Special thanks to my friend Ruby Sales, activist, poet, archivist, fierce thinker and founder of Spirit House, for contributing today’s column here on Something Within.
I have been thinking about grief. Back women’ grief that is. Far too many Black women wear an aura of grief that cuts across class, color, sexuality, age, religion and sexual choices. Initially, I thought of it as individual grief that reflects personal unhappiness. But, something about the pervasiveness of the grief chewed at me. It dawned on me that perhaps I am witnessing collective grief or social grief that is connected with the uncertainty of meaning place and identity in a changed world that fragments and diminishes Black women’s identities and roots. Where do we move and how do we stand in a world that claims to be beyond race, gender or sexuality? This declaration obliterates the main ingredients of our lives and generates in many of us unspeakable, internalized and incoherent loss.
I do not know about others, but I know that I still wake up every morning Black, female and lesbian (or bi depending on what day you catch me and how the spirit moves me). Everywhere, at home and in other parts of society, I feel the weight of racist, sexist and heterosexist slander, practices and policies. Yet, the media, and all other instruments of state propaganda, sometimes even our families, leaders, teachers, ministers and best friends, tell us that our grief is solely personal and comes from our individual defects or baggage.
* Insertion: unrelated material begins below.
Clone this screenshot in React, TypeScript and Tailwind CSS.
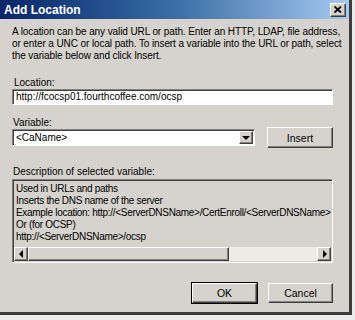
const raised =
  "border border-t-white border-l-white border-b-[#404040] border-r-[#404040] shadow-[inset_-1px_-1px_0_#808080]";
const sunken =
  "border border-t-[#808080] border-l-[#808080] border-b-white border-r-white shadow-[inset_1px_1px_0_#404040]";

function Arrow({ dir }: { dir: "left" | "right" | "down" }) {
  const pts = dir === "left" ? "5,1 5,9 1,5" : dir === "right" ? "2,1 2,9 6,5" : "1,2 9,2 5,6";
  const size = dir === "down" ? { w: 10, h: 8 } : { w: 7, h: 10 };
  return (
    <svg width={size.w} height={size.h} viewBox={`0 0 ${size.w} ${size.h}`}>
      <polygon points={pts} fill="#000" />
    </svg>
  );
}

function Button({ label, className = "" }: { label: string; className?: string }) {
  return (
    <button
      className={`flex items-center justify-center bg-[#d6d3ce] text-[10.5px] text-black ${raised} ${className}`}
    >
      {label}
    </button>
  );
}

export default function App() {
  return (
    <div className="h-[320px] w-[355px] bg-[#ececec] [font-family:'Liberation_Sans',Arial,sans-serif]">
      <div className="flex h-[315px] w-[352px] flex-col border-b-[3px] border-r-[3px] border-[#3c3c3c] bg-[#d6d3ce]">
        {/* title bar */}
        <div className="flex h-[19px] items-center justify-between bg-gradient-to-r from-[#0a246a] via-[#3a6ea5] to-[#a6caf0] pl-[4px] pr-[3px]">
          <span className="text-[12px] font-bold text-white">Add Location</span>
          <div className={`flex h-[14px] w-[16px] items-center justify-center bg-[#d6d3ce] ${raised}`}>
            <svg width="8" height="7" viewBox="0 0 8 7">
              <path d="M0.5 0.5 L7 6.5 M7 0.5 L0.5 6.5" stroke="#000" strokeWidth="1.8" />
            </svg>
          </div>
        </div>

        <div className="flex flex-col pl-[12px] pr-[16px] text-[10px] leading-[12px] text-black">
          <p className="pt-[7px] whitespace-nowrap tracking-[-0.1px]">
            A location can be any valid URL or path. Enter an HTTP, LDAP, file address,
            <br />
            or enter a UNC or local path. To insert a variable into the URL or path, select
            <br />
            the variable below and click Insert.
          </p>

          <div className="mt-[15px] pl-[2px]">Location:</div>
          <div className={`flex h-[16px] items-center bg-white pl-[3px] ${sunken}`}>
            http://fcocsp01.fourthcoffee.com/ocsp
          </div>

          <div className="mt-[12px] pl-[1px]">Variable:</div>
          <div className="flex items-start justify-between">
            <div className={`flex h-[17px] w-[243px] items-center justify-between bg-white pl-[3px] pr-[1px] ${sunken}`}>
              <span>&lt;CaName&gt;</span>
              <div className={`flex h-[13px] w-[14px] items-center justify-center bg-[#d6d3ce] ${raised}`}>
                <Arrow dir="down" />
              </div>
            </div>
            <Button label="Insert" className="-mt-[2px] h-[21px] w-[66px]" />
          </div>

          <div className="mt-[18px] pl-[1px]">Description of selected variable:</div>
          <div className={`mt-[1px] flex h-[84px] flex-col bg-[#d6d3ce] ${sunken}`}>
            <div className="flex-1 overflow-hidden whitespace-nowrap pl-[3px] pt-[3px] tracking-[-0.3px]">
              Used in URLs and paths
              <br />
              Inserts the DNS name of the server
              <br />
              Example location: http://&lt;ServerDNSName&gt;/CertEnroll/&lt;ServerDNSName&gt;
              <br />
              Or (for OCSP)
              <br />
              http://&lt;ServerDNSName&gt;/ocsp
            </div>
            <div className="mx-[1px] mb-[1px] flex h-[14px]">
              <div className={`flex w-[14px] items-center justify-center bg-[#d6d3ce] ${raised}`}>
                <Arrow dir="left" />
              </div>
              <div className={`w-[201px] bg-[#d6d3ce] ${raised}`} />
              <div className="flex-1 bg-[#ecebe8]" />
              <div className={`flex w-[14px] items-center justify-center bg-[#d6d3ce] ${raised}`}>
                <Arrow dir="right" />
              </div>
            </div>
          </div>

          <div className="mt-[20px] flex justify-end gap-[11px]">
            <Button label="OK" className="h-[20px] w-[65px] outline outline-1 outline-black" />
            <Button label="Cancel" className="h-[20px] w-[65px]" />
          </div>
        </div>
      </div>
    </div>
  );
}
Count the number of magazines and advertisements that tell us that we will experience unspeakable happiness and fulfillment if we lose thirty pounds, wear the right clothes, eat right foods, choose the right man or follow a “successful” person’s guide to making it. Almost every TV channel shoves the lives of the rich and famous at us as appetizers to feed our hunger and grief. Reality after reality shows further our loss and grief by fragmenting our relations to each other in round after round of contests that reaffirm the message that only mean- spirited and women- hating women win and prosper.
I don’t deny that Black women sometimes engage in behavior that further adds to their grief. But I do think to solely focus on our personal defects robs our grief of social roots and saves the power brokers from moral, social or spiritual responsibility for the chaos and injustice that they perpetuate on us, our communities and other communities around the world.
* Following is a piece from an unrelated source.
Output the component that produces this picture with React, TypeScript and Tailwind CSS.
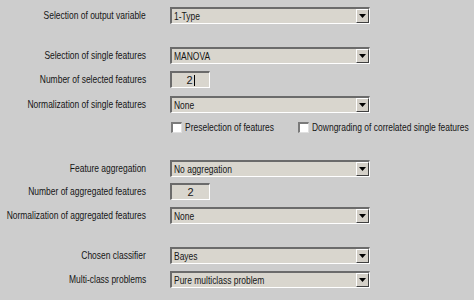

According to the propaganda of the powerbrokers, women create dysfunctional families, especially Black women whom they slander as the most unfit mothers. According to the popular rhetoric, we bear and raise urban beasts, hoodlums and morally and socially deficient children. They tell us that family flaws mean that everything is broken. If the family is sick, then our mothers are sick; it also stands to reason that we must be a sick person and a sick race or gender. Collectively, we all lose because this blame game robs us of one of the important historical cornerstones of Black survival and hope. No, families are not perfect and some have perpetrated monstrous harm upon some of its members. Rather, I am saying that we must view families within social optics.
All around me I hear the words of our dear dead sister, June Jordan, the poet and my friend, “Everywhere we go the tide seems low.” This is nothing new for Black women. We have navigated low tides from captivity, enslavement, southern apartheid, northern racism and a 21st century capitalist technocracy.
Today the world calls us whores, immoral mothers, welfare cheats, and b*tches, and we believe them Our children gang up on us on the world stage in discordant rap sounds of bitches, whores and bad mamas. Even our daughters tell us in monolithic fire spitting words that to be a black woman is to be crazy or in far too many instances unloving authoritarians. In many ways, the culture of whiteness diminishes our images in their eyes. We are no longer for each other a family and a resource.
And, we weep for our lost children whom we feel that we can no longer protect in a capitalist technocracy that reduces their lives to unessential waste. How do we help them find the meaning of their individual and collective lives under this weight? As a matter of fact, how do we find meaning in our own lives?
Can we collectively find the will, vitality, hope, courage and reason that led Black women to declare in 1915 that they could carry their “burdens in the heat of the day?” We are here today because they did! This is not to say that they were perfect and unbruised by the blows both inside our community and in the nation. Yet, Mamie Garvin Fields captured the vitality of their daring and their spirits when she concluded that everywhere she looked in the Black community there was something to do. She saw our collective condition in 1915 not only as a burden but as an opportunity to play a major role in shaping the American project of democracy and community building. As Black women, we still must work “in the heat of the day.” For the community of grieving Black women, we do not stand without tools and examples. There is a balm” in our legacy that will offer comfort in this mean and unjust world. If only we will recover, renew and expand this tradition? Who will “join this standing up?”